Sebagai negara kepulauan yang dikelilingi laut dan samudera, di atas kertas Indonesia memang seharusnya adalah penghasil garam terbesar dan kualitas yang baik. Apalagi, Indonesia sebenarnya diuntungkan dengan produksi garam yang melimpah dengan berkaca pada luas perbandingan antara daratan dan lautan. Dimana, masing-masing berkisar 1/3 dan 2/3.
Plus, kondisi normal cuaca dengan iklim kemarau selama enam bulan. Memang seharusnya tren produksi garam bisa meningkat setiap tahun, namun sebaliknya, produksinya malah cenderung menurun.
Kebutuhan garam yang tinggi tidak sebanding dengan persediaan produksi domestik yang tipis. Walhasil, kebijakan untuk mengimpor garam dari Australia, India, Selandia Baru dan China menjadi solusi dalam pemenuhan konsumsi garam dalam negeri.
Sektor pemakaian garam dibagi menjadi dua yakni konsumsi rumah tangga dan industri. Secara nasional kebutuhan garam terbagi dalam empat kelompok. Pertama, garam konsumsi rumah tangga dan industri aneka pangan. Kedua, perminyakan. Ketiga, industri tekstil dan kulit. Terakhir adalah industri kloralkali dan farmasi.
Biasanya, garam untuk kebutuhan industri sepenuhnya diimpor. Sebab garam Indonesia tidak memiliki kandungan NaCI yang tinggi. Garam untuk kebutuhan industri membutuhkan NaCI minimal 98%, sedangkan yang baru bisa diproduksi di dalam negeri baru 70% sampai 80%.

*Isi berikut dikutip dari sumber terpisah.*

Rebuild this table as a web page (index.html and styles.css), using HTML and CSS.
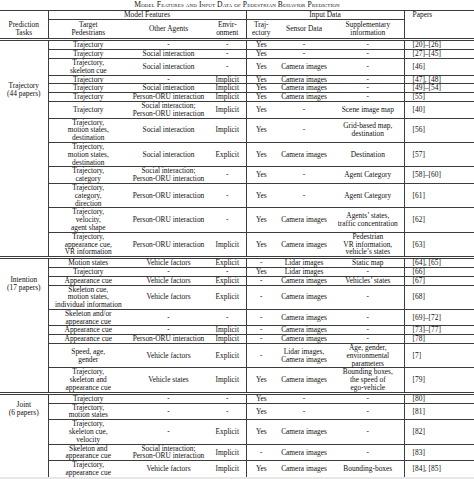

Ketergantungan Indonesia dalam pemenuhan komoditi pangan garam semakin meningkat. Persoalannya, minat untuk dijadikan usaha skala industri masih terbilang kecil.
Apabila kebutuhan rumah tangga terus bertambah berikut juga industri, maka impor masih menjadi solusi paling masuk akal.
Sebagian besar produksi garam dipasok oleh garam rakyat. Pelaku usaha produksi garam di Indonesia umumnya adalah penggarap kecil dengan luas areal lahan garam di bawah dua hektar. Teknologi yang digunakan pun terbilang sederhana. Akibatnya, produktivitasnya rendah. Bahkan kualitas garam belum memenuhi Standard Nasional Indonesia (SNI).
Kalaupun ada industri berasal dari PT Garam (Persero). Namun upaya mengenjot produksi garam terkendala soal lahan yang dimiliki perusahaan yang berbasis di Madura ini.
Lantas bagaimana solusinya?
Sudah tentu peningkatan produksi garam domestik tidak boleh ditawar. Peningkatan luas areal garam juga harus dipacu untuk meningkatkan produktivitas garam. Modal, teknologi pengeringan serta perluasan areal pembuatan garam di Indonesia harus menjadi perhatian penting.
Pemerintah juga harus adil dalam memberikan nilai tukar harga kepada petani. Harga garam selayak harga gabah harus mendapatkan nilai tinggi. Hal ini sebagai bentuk apreasiasi petani garam untuk pemenuhan kebutuhan masyarakat dalam negeri.